MMO players are the most entitled little pricks our of any playerbase, they all think they know how to make a perfect mmo, and unless every little complain is met the game is shit to them. Because they played an mmo at some point that was perfect for them, but that game no longer satisfies their autistic compulsions, or they imagine fantasy scenarios that don't really work: I want perma death, I want to be a pirate, I want to build cities and destroy them, I want politics, I want to craft my own brand of clothes, I want to dual wield shields and roll like metroid, I want to have naval combat, I want full loot pvp, I want to marry an npc and have my children become a local guard, and if all of my demands aren't met the game is shit,

The genre is stuck and stagnant because the playerbase won't let it evolve, most projects trying to deviate from the formula have failed, and mmos are stupid expensive to produce.

Also mmos take too much time, so it's rare for someone to play multiple mmos. People nowadays commit shorts bursts and spend more time on their phones. You can barely hold their attention for 1 hour tops, and if you can't have any significant progression in that small timeframe they'll lose interest rather fast.

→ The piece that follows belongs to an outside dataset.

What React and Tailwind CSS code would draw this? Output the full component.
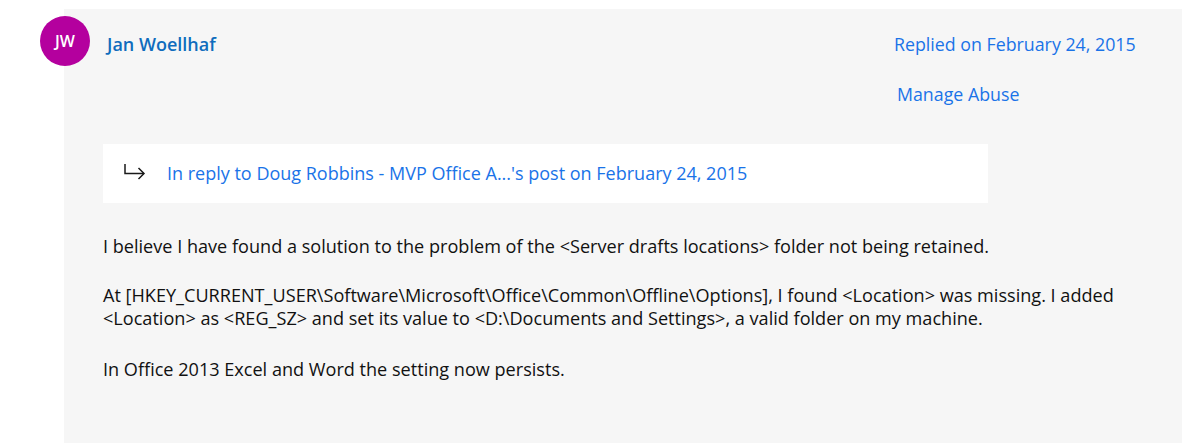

You can juggle with "design ideas" all day, about what's the perfect formula and all, but if you don't appeal to the psychological quirks and dependencies people develop towards digital entertainment, the game will just be another one in a sea of generic mmos that tried to deviate and didn't deliver anything significant.

If you want to propose something, at least point out a game that already did something right and how the community accepted it.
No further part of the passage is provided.